Prof. Puleng Segalo, University of South Africa, Chief Albert Luthuli Research Chair. Puleng Segalo is a Fulbright scholar, National Research Foundation rated researcher, and a professor of psychology currently holding the position of Chief Albert Luthuli Research Chair at the University of South Africa (UNISA). Her areas of specialization include Community Psychology, Social Psychology, Gender, and Feminism in Psychology. Her research focuses on historical trauma, visual methodologies, and gendered suffering. She is the 2023-2025 African Research Fellow/Affiliate at the African Studies Center of the University of Kansas.

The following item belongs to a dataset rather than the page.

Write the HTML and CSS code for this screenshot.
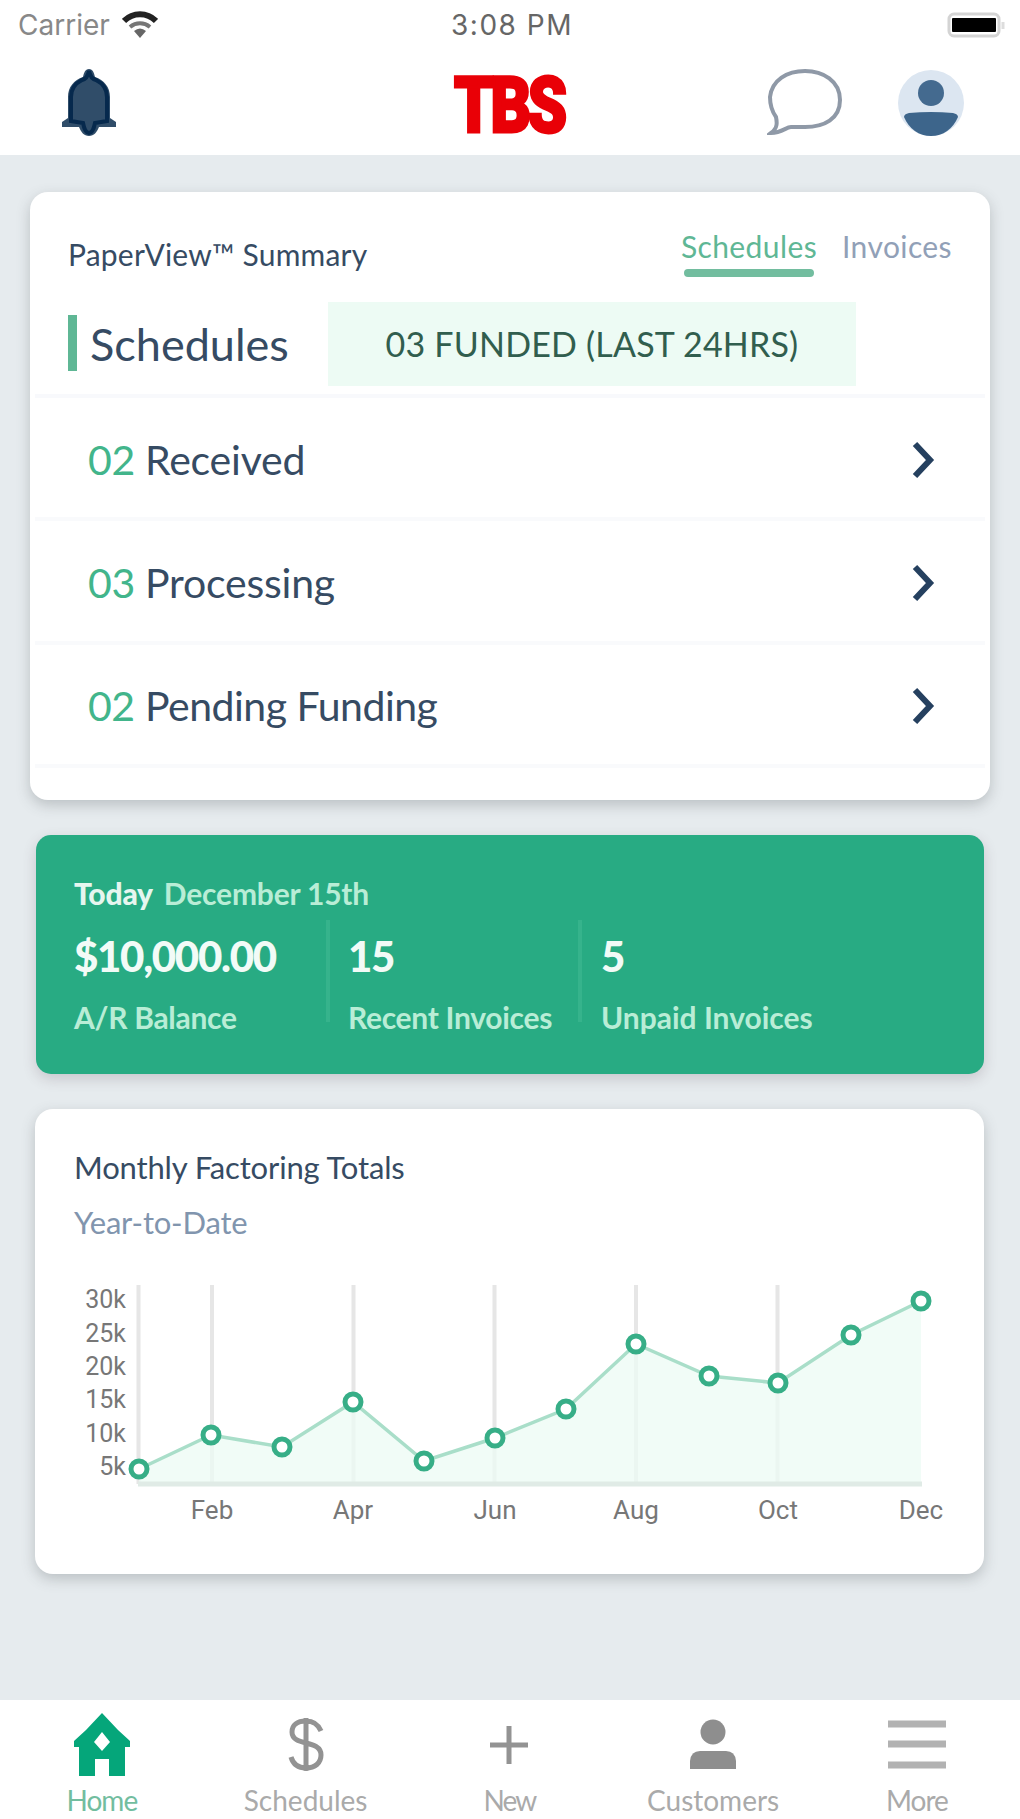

Prof. Peter Taylor, Institute of Development Studies (IDS) Interim Director and a Professorial Fellow at the Institute of Development Studies (IDS). Previously he was Director, Strategic Development, at the International Development Research Centre (IDRC), Ottawa, Canada, and also led IDRC’s Inclusive Economies Program Area, and the Think Tank Initiative. He has more than 35 years of experience in development research, teaching and advisory work, including at IDS as Head of Graduate Studies, and Leader of the Participation, Power and Social Change Team; as Education Technical Advisor with the Swiss NGO Helvetas in Vietnam; as Lecturer at the Agricultural Extension and Rural Development Department at the University of Reading, UK; and as Head of the agriculture department in a rural secondary school in northern Botswana. He is a member of the DSA Council, and also leads an EADI Task Group on Decolonising Knowledge for Development.

Chair: Professor Sam Hickey is Professor of Politics and Development at the Global Development Institute, University of Manchester, where he is also the current Head of Institute. He was President of the DSA 2020-2023 and recently worked with colleagues to establish a new Africa Strategy for the University of Manchester.